* **Entries**
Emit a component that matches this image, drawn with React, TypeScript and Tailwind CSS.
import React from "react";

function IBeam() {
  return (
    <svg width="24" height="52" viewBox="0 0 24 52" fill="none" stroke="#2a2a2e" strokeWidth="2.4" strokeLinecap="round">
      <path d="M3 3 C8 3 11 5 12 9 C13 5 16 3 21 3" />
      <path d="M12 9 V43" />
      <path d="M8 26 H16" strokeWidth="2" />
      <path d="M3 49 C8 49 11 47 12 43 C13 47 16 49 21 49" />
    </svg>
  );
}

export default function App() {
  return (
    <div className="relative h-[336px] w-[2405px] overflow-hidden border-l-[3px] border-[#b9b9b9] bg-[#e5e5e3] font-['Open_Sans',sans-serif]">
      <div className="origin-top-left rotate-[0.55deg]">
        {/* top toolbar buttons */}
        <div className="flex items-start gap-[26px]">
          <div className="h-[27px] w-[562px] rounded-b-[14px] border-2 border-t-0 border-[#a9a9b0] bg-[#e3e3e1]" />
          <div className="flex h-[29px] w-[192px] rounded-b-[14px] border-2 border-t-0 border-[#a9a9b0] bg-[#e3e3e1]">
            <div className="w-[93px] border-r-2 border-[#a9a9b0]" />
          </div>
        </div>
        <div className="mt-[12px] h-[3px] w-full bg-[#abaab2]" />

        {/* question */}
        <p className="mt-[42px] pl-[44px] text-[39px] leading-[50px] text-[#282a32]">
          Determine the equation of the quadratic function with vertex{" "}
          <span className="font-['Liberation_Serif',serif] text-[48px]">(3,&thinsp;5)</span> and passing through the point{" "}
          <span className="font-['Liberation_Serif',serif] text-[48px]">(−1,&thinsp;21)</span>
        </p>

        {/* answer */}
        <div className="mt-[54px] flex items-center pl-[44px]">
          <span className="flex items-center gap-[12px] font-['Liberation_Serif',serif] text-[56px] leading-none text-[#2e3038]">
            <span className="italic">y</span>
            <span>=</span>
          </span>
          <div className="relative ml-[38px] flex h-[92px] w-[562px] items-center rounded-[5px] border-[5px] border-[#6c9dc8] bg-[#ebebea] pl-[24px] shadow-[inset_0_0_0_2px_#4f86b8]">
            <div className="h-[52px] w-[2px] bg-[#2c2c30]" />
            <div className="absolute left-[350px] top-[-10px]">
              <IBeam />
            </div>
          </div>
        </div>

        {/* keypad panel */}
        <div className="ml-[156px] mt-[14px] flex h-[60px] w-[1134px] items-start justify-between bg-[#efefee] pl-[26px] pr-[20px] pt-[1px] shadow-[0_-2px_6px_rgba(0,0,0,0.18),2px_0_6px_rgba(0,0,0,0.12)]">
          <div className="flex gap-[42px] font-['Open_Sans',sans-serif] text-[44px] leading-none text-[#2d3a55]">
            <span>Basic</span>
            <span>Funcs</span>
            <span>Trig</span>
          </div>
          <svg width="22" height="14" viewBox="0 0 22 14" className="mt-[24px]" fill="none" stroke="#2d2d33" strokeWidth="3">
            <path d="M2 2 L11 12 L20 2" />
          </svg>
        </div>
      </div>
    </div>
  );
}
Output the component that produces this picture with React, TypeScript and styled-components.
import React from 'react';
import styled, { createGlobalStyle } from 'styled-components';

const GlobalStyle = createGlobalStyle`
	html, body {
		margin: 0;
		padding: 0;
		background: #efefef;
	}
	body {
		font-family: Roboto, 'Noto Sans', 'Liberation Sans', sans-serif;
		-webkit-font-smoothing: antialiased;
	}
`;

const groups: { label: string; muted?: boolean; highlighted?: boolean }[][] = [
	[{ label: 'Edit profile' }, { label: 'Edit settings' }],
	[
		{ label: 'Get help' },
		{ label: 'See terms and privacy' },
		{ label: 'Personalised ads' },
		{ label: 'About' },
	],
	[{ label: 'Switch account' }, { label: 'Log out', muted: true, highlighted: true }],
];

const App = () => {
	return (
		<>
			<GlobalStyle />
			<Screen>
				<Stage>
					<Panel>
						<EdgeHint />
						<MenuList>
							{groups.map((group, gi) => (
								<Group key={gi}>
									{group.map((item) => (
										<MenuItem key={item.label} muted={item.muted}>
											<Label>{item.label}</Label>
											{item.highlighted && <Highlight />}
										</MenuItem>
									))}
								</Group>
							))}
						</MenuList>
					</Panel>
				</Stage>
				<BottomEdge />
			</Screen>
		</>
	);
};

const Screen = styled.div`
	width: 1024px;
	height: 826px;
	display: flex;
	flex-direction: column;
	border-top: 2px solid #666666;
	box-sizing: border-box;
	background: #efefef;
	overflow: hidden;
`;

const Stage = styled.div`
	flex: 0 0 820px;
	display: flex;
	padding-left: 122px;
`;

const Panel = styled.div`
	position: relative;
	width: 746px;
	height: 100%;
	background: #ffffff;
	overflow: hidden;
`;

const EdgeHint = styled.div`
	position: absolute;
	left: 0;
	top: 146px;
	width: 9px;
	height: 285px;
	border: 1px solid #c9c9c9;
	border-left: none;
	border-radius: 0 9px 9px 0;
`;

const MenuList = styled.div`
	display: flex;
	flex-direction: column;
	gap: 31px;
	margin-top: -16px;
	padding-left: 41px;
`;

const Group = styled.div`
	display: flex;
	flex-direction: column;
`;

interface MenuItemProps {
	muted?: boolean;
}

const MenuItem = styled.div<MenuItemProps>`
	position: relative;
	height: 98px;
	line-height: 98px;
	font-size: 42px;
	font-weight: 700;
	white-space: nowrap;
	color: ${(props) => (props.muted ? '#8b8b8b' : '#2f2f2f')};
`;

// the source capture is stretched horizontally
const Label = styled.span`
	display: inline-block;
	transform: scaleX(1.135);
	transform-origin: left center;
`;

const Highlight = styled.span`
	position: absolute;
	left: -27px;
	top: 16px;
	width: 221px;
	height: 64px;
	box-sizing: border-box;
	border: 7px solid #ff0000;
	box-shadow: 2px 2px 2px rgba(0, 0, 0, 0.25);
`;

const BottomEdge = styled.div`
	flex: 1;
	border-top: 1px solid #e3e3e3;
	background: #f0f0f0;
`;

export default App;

* **Written request**
Every entry above needs to be quoted exactly.

* **Response**
Emit a component that matches this image, drawn with React, TypeScript and Tailwind CSS.
import React from "react";

function IBeam() {
  return (
    <svg width="24" height="52" viewBox="0 0 24 52" fill="none" stroke="#2a2a2e" strokeWidth="2.4" strokeLinecap="round">
      <path d="M3 3 C8 3 11 5 12 9 C13 5 16 3 21 3" />
      <path d="M12 9 V43" />
      <path d="M8 26 H16" strokeWidth="2" />
      <path d="M3 49 C8 49 11 47 12 43 C13 47 16 49 21 49" />
    </svg>
  );
}

export default function App() {
  return (
    <div className="relative h-[336px] w-[2405px] overflow-hidden border-l-[3px] border-[#b9b9b9] bg-[#e5e5e3] font-['Open_Sans',sans-serif]">
      <div className="origin-top-left rotate-[0.55deg]">
        {/* top toolbar buttons */}
        <div className="flex items-start gap-[26px]">
          <div className="h-[27px] w-[562px] rounded-b-[14px] border-2 border-t-0 border-[#a9a9b0] bg-[#e3e3e1]" />
          <div className="flex h-[29px] w-[192px] rounded-b-[14px] border-2 border-t-0 border-[#a9a9b0] bg-[#e3e3e1]">
            <div className="w-[93px] border-r-2 border-[#a9a9b0]" />
          </div>
        </div>
        <div className="mt-[12px] h-[3px] w-full bg-[#abaab2]" />

        {/* question */}
        <p className="mt-[42px] pl-[44px] text-[39px] leading-[50px] text-[#282a32]">
          Determine the equation of the quadratic function with vertex{" "}
          <span className="font-['Liberation_Serif',serif] text-[48px]">(3,&thinsp;5)</span> and passing through the point{" "}
          <span className="font-['Liberation_Serif',serif] text-[48px]">(−1,&thinsp;21)</span>
        </p>

        {/* answer */}
        <div className="mt-[54px] flex items-center pl-[44px]">
          <span className="flex items-center gap-[12px] font-['Liberation_Serif',serif] text-[56px] leading-none text-[#2e3038]">
            <span className="italic">y</span>
            <span>=</span>
          </span>
          <div className="relative ml-[38px] flex h-[92px] w-[562px] items-center rounded-[5px] border-[5px] border-[#6c9dc8] bg-[#ebebea] pl-[24px] shadow-[inset_0_0_0_2px_#4f86b8]">
            <div className="h-[52px] w-[2px] bg-[#2c2c30]" />
            <div className="absolute left-[350px] top-[-10px]">
              <IBeam />
            </div>
          </div>
        </div>

        {/* keypad panel */}
        <div className="ml-[156px] mt-[14px] flex h-[60px] w-[1134px] items-start justify-between bg-[#efefee] pl-[26px] pr-[20px] pt-[1px] shadow-[0_-2px_6px_rgba(0,0,0,0.18),2px_0_6px_rgba(0,0,0,0.12)]">
          <div className="flex gap-[42px] font-['Open_Sans',sans-serif] text-[44px] leading-none text-[#2d3a55]">
            <span>Basic</span>
            <span>Funcs</span>
            <span>Trig</span>
          </div>
          <svg width="22" height="14" viewBox="0 0 22 14" className="mt-[24px]" fill="none" stroke="#2d2d33" strokeWidth="3">
            <path d="M2 2 L11 12 L20 2" />
          </svg>
        </div>
      </div>
    </div>
  );
}
Output the component that produces this picture with React, TypeScript and styled-components.
import React from 'react';
import styled, { createGlobalStyle } from 'styled-components';

const GlobalStyle = createGlobalStyle`
	html, body {
		margin: 0;
		padding: 0;
		background: #efefef;
	}
	body {
		font-family: Roboto, 'Noto Sans', 'Liberation Sans', sans-serif;
		-webkit-font-smoothing: antialiased;
	}
`;

const groups: { label: string; muted?: boolean; highlighted?: boolean }[][] = [
	[{ label: 'Edit profile' }, { label: 'Edit settings' }],
	[
		{ label: 'Get help' },
		{ label: 'See terms and privacy' },
		{ label: 'Personalised ads' },
		{ label: 'About' },
	],
	[{ label: 'Switch account' }, { label: 'Log out', muted: true, highlighted: true }],
];

const App = () => {
	return (
		<>
			<GlobalStyle />
			<Screen>
				<Stage>
					<Panel>
						<EdgeHint />
						<MenuList>
							{groups.map((group, gi) => (
								<Group key={gi}>
									{group.map((item) => (
										<MenuItem key={item.label} muted={item.muted}>
											<Label>{item.label}</Label>
											{item.highlighted && <Highlight />}
										</MenuItem>
									))}
								</Group>
							))}
						</MenuList>
					</Panel>
				</Stage>
				<BottomEdge />
			</Screen>
		</>
	);
};

const Screen = styled.div`
	width: 1024px;
	height: 826px;
	display: flex;
	flex-direction: column;
	border-top: 2px solid #666666;
	box-sizing: border-box;
	background: #efefef;
	overflow: hidden;
`;

const Stage = styled.div`
	flex: 0 0 820px;
	display: flex;
	padding-left: 122px;
`;

const Panel = styled.div`
	position: relative;
	width: 746px;
	height: 100%;
	background: #ffffff;
	overflow: hidden;
`;

const EdgeHint = styled.div`
	position: absolute;
	left: 0;
	top: 146px;
	width: 9px;
	height: 285px;
	border: 1px solid #c9c9c9;
	border-left: none;
	border-radius: 0 9px 9px 0;
`;

const MenuList = styled.div`
	display: flex;
	flex-direction: column;
	gap: 31px;
	margin-top: -16px;
	padding-left: 41px;
`;

const Group = styled.div`
	display: flex;
	flex-direction: column;
`;

interface MenuItemProps {
	muted?: boolean;
}

const MenuItem = styled.div<MenuItemProps>`
	position: relative;
	height: 98px;
	line-height: 98px;
	font-size: 42px;
	font-weight: 700;
	white-space: nowrap;
	color: ${(props) => (props.muted ? '#8b8b8b' : '#2f2f2f')};
`;

// the source capture is stretched horizontally
const Label = styled.span`
	display: inline-block;
	transform: scaleX(1.135);
	transform-origin: left center;
`;

const Highlight = styled.span`
	position: absolute;
	left: -27px;
	top: 16px;
	width: 221px;
	height: 64px;
	box-sizing: border-box;
	border: 7px solid #ff0000;
	box-shadow: 2px 2px 2px rgba(0, 0, 0, 0.25);
`;

const BottomEdge = styled.div`
	flex: 1;
	border-top: 1px solid #e3e3e3;
	background: #f0f0f0;
`;

export default App;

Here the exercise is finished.